In the book, The 7 Stages of Motherhood, author and former editor of Parents magazine Ann Pleschette Murphy shares the following experience. She was sitting in the bathroom with her back against the wall while her young but capable son was taking a bath. As she looked through her daily to do list she sighed; when he asked her why, she said, “I didn’t do anything productive today.” He thoughtfully responded, “Yes, you did. You’re sitting here with me taking my bath when I don’t really need you to be here and you found Lego Man’s hair.” At that, she recalled the time taken to scour each room of the house in search of the tiny hair piece, eventually triumphant. She hadn’t considered that a “productive” thing, but eye-openingly, her son did.

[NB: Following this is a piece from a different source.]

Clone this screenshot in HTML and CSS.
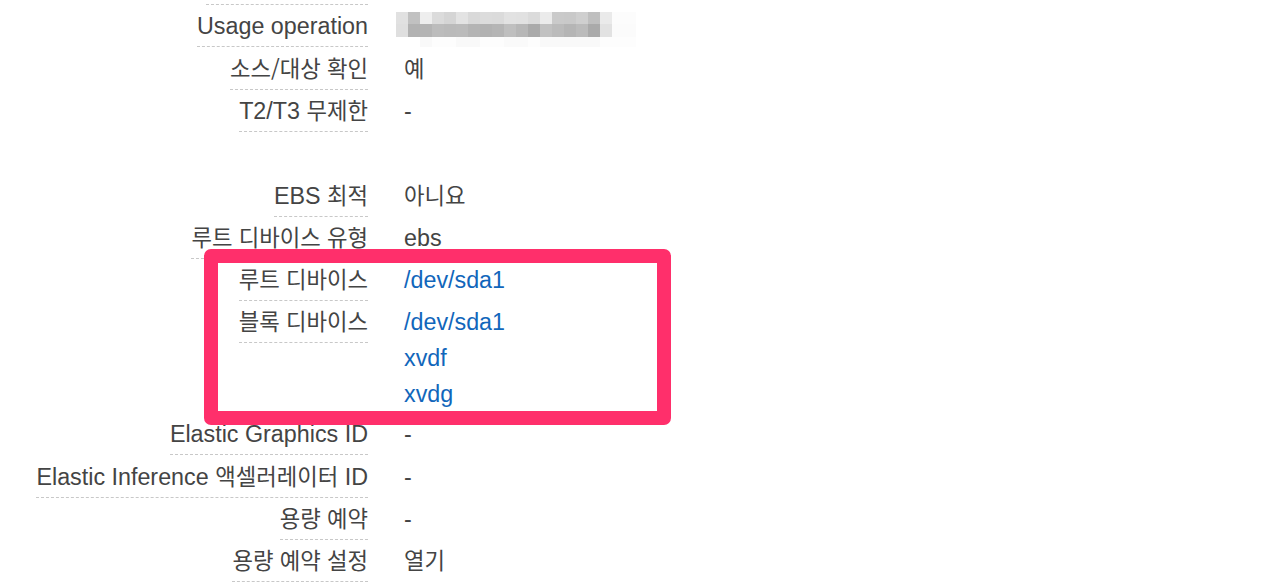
FILE: index.html
```html
<!DOCTYPE html>
<html lang="ko">
<head>
<meta charset="utf-8">
<title>인스턴스 세부 정보</title>
<link rel="stylesheet" href="styles.css">
</head>
<body>
<div class="details">
  <div class="row">
    <div class="label"><span class="lbl lbl-prev"></span></div>
    <div class="value"></div>
  </div>
  <div class="row">
    <div class="label"><span class="lbl">Usage operation</span></div>
    <div class="value"><div class="blur"><div class="blur-a"></div><div class="blur-b"></div><div class="blur-c"></div></div></div>
  </div>
  <div class="row">
    <div class="label"><span class="lbl"><span class="ko">소스/대상 확인</span></span></div>
    <div class="value"><span class="ko">예</span></div>
  </div>
  <div class="row">
    <div class="label"><span class="lbl">T2/T3 <span class="ko">무제한</span></span></div>
    <div class="value">-</div>
  </div>
  <div class="row">
    <div class="label"></div>
    <div class="value"></div>
  </div>
  <div class="row">
    <div class="label"><span class="lbl">EBS <span class="ko">최적</span></span></div>
    <div class="value"><span class="ko">아니요</span></div>
  </div>
  <div class="row">
    <div class="label"><span class="lbl"><span class="ko">루트 디바이스 유형</span></span></div>
    <div class="value">ebs</div>
  </div>
  <div class="row">
    <div class="label"><span class="lbl"><span class="ko">루트 디바이스</span></span></div>
    <div class="value"><a class="link" href="#">/dev/sda1</a></div>
  </div>
  <div class="row">
    <div class="label"><span class="lbl"><span class="ko">블록 디바이스</span></span></div>
    <div class="value">
      <div><a class="link" href="#">/dev/sda1</a></div>
      <div><a class="link" href="#">xvdf</a></div>
      <div><a class="link" href="#">xvdg</a></div>
    </div>
  </div>
  <div class="row">
    <div class="label"><span class="lbl">Elastic Graphics ID</span></div>
    <div class="value">-</div>
  </div>
  <div class="row">
    <div class="label"><span class="lbl">Elastic Inference <span class="ko">액셀러레이터</span> ID</span></div>
    <div class="value">-</div>
  </div>
  <div class="row">
    <div class="label"><span class="lbl"><span class="ko">용량 예약</span></span></div>
    <div class="value">-</div>
  </div>
  <div class="row">
    <div class="label"><span class="lbl"><span class="ko">용량 예약 설정</span></span></div>
    <div class="value"><span class="ko">열기</span></div>
  </div>
</div>
<div class="highlight"></div>
</body>
</html>
```

FILE: styles.css
```css
html, body {
  margin: 0;
  padding: 0;
  background: #ffffff;
  overflow: hidden;
}

body {
  font-family: "Liberation Sans", "Noto Sans CJK KR", sans-serif;
  font-size: 23.3px;
  color: #444444;
}

.ko {
  font-family: "Noto Sans CJK KR", sans-serif;
  font-size: 22.3px;
  line-height: 1;
}

.details {
  margin-top: -34.3px;
}

.row {
  display: flex;
  align-items: flex-start;
  min-height: 42.3px;
}

.label {
  flex: none;
  width: 368px;
  padding-top: 3px;
  line-height: 30px;
  text-align: right;
}

.lbl {
  display: inline-block;
  line-height: 30px;
  padding-bottom: 5px;
  border-bottom: 1px dashed #c8c8c8;
  vertical-align: top;
}

.lbl-prev {
  width: 162px;
  height: 30px;
}

.value {
  margin-left: 36px;
  line-height: 36px;
  padding-bottom: 4px;
  color: #444444;
}

.link {
  color: #1166bb;
  text-decoration: none;
}

.blur {
  width: 240px;
  margin: 3.7px 0 0 -8px;
}

.blur-a,
.blur-b,
.blur-c {
  height: 12.5px;
}

.blur-a {
  background: linear-gradient(90deg,
    #e1e1e1 0 12px, #c1c1c1 12px 24px, #eeeeee 24px 36px, #dbdbdb 36px 48px,
    #d5d5d5 48px 60px, #e3e3e3 60px 72px, #d9d9d9 72px 84px, #dcdcdc 84px 96px,
    #dbdbdb 96px 108px, #e2e2e2 108px 120px, #e1e1e1 120px 132px, #dbdbdb 132px 144px,
    #ebebeb 144px 156px, #cacaca 156px 168px, #c9c9c9 168px 180px, #cfcfcf 180px 192px,
    #bfbfbf 192px 204px, #eaeaea 204px 216px, #fcfcfc 216px 240px);
}

.blur-b {
  background: linear-gradient(90deg,
    #dfdfdf 0 12px, #b2b2b2 12px 24px, #b4b4b4 24px 36px, #bcbcbc 36px 48px,
    #bababa 48px 60px, #bbbbbb 60px 72px, #b4b4b4 72px 84px, #b2b2b2 84px 96px,
    #b5b5b5 96px 108px, #bfbfbf 108px 120px, #b7b7b7 120px 132px, #aaaaaa 132px 144px,
    #c1c1c1 144px 156px, #bbbbbb 156px 168px, #b5b5b5 168px 180px, #bbbbbb 180px 192px,
    #aaaaaa 192px 204px, #e2e2e2 204px 216px, #fbfbfb 216px 240px);
}

.blur-c {
  height: 10px;
  background: linear-gradient(90deg,
    #ffffff 0 24px, #f9f9f9 24px 36px, #fdfdfd 36px 60px, #f9f9f9 60px 84px,
    #fdfdfd 84px 108px, #fafafa 108px 132px, #fdfdfd 132px 144px, #f9f9f9 144px 204px,
    #fdfdfd 204px 240px);
}

.highlight {
  position: absolute;
  left: 204px;
  top: 249px;
  width: 467px;
  height: 176px;
  box-sizing: border-box;
  border: 14px solid #ff2f6b;
  border-radius: 7px;
}
```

With Mrs. Murphy’s experience, I then thought back through my week and reconsidered–not that I wasn’t productive in the prior list, but this time included the “other” productivity–the intangible things that also mattered, and generally mattered most. I thought of finding my son’s Yugi-Oh cards, picking up another child’s favorite lunch treat, and searching the house for the perfect crazy hat for Crazy Days at school for my 1st grader. Each of these accomplishments was met with a, “Wow, mom, you found it/did it/you’re the best!” I felt happy and fulfilled that as a mom, I had done my job! These were small, could be overlooked things to me, but they were important to them. This was just as applicable to my husband, friends and neighbors. As I thought further, I recalled picking up a sippie cup at the store–on a playdate I had noticed a hammered sippie cup belonging to a neighbor’s child, taking a pint of Ben and Jerry’s to a friend who’d been in a car accident, and making an important phone call for my husband that he had forgotten. Each person responded with joy and gratitude, and their outlook on life seemed improved. I began to see where these intangibles were definitely “productive”.
What are some of the “productive” things you do daily, that you possibly hadn’t considered? At the close of the day or evening, as you review the essential items of the day--most likely with a planner at your bedside–resist the urge to first check off your “to do” list. Instead, first recall the long-term productive moments–pausing to call a friend, stopping to look at and kiss your child as you fastened the car seat belt, turning off the TV to listen to a child or a spouse tell you something–and mentally pat yourself on the back and smile at your accomplishment.
That sounds pretty productive to me.